As to subject-matter jurisdiction, the Eleventh Circuit clarified that although the district court did have ancillary subject-matter jurisdiction over the motion to enforce the summonses because it retained jurisdiction over the subject settlement agreement, it was neither because the district court had appointed the arbitrator nor because the parties agreed to the jurisdiction of the district court in their arbitration agreement.
Turning next to personal jurisdiction, Section 7 of the Federal Arbitration Act allows nationwide service of arbitral summonses. An arbitrator may summon an individual to attend the arbitration as a witness, and if the witness refuses, the district court in which the arbitrator sits may be petitioned to compel attendance “in the same manner provided by law for securing the attendance of witnesses … in the courts of the United States.” Federal Rule of Civil Procedure 45(b) provides that “a subpoena may be served at any place within the United States.” The Eleventh Circuit concluded that nationwide service of arbitral summonses is appropriate.
Looking at 9 U.S.C. § 7 (which permits a court to compel the attendance of a person refusing to comply with an arbitral summons in the same manner provided by law for securing the attendance of witnesses) and Rule 45(d)(2)(B)(i) (which permits a court in the district in which compliance is required to compel), the Eleventh Circuit then concluded that “the plain meaning of 9 U.S.C. § 7 requires that a motion to compel must be filed in the district in which the arbitrators are sitting.”
Next, the Eleventh Circuit determined that the summoned parties did not show that “the inconvenience of traveling in the present case to litigate their objections to the arbitral summonses rises to the level of constitutional concern” under the Fifth Amendment.
The Eleventh Circuit addressed prehearing documentary discovery from nonparties. While Section 7 of the FAA allows an arbitrator to “summon in writing any person to attend before them … as a witness and in a proper case to bring with him … any book, record, document, or paper which may be deemed material as evidence in the case,” the Second, Third, Fourth, and Ninth Circuits have concluded that this language “unambiguously restricts an arbitrator’s subpoena power to situations in which the non-party has been called to appear in the physical presence of the arbitrator and to hand over the documents at that time.” The Eleventh Circuit agreed, rejecting the Eight Circuit’s reasoning that prehearing documentary discovery should be permissible to promote efficiency.

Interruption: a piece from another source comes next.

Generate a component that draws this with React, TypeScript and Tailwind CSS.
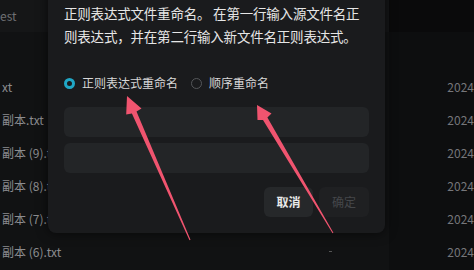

The Eleventh Circuit concluded that because the nonparties would appear on video – and not in the physical presence of the arbitrator located in Miami – the arbitral summons could not be enforced. Moreover, prehearing document discovery is not authorized by the FAA, and thus “the provision of documents prior to the hearing is not the same as appearing in the physical presence of an arbitrator and bringing documents at the time of the hearing.” The district court’s decision was reversed and the matter remanded.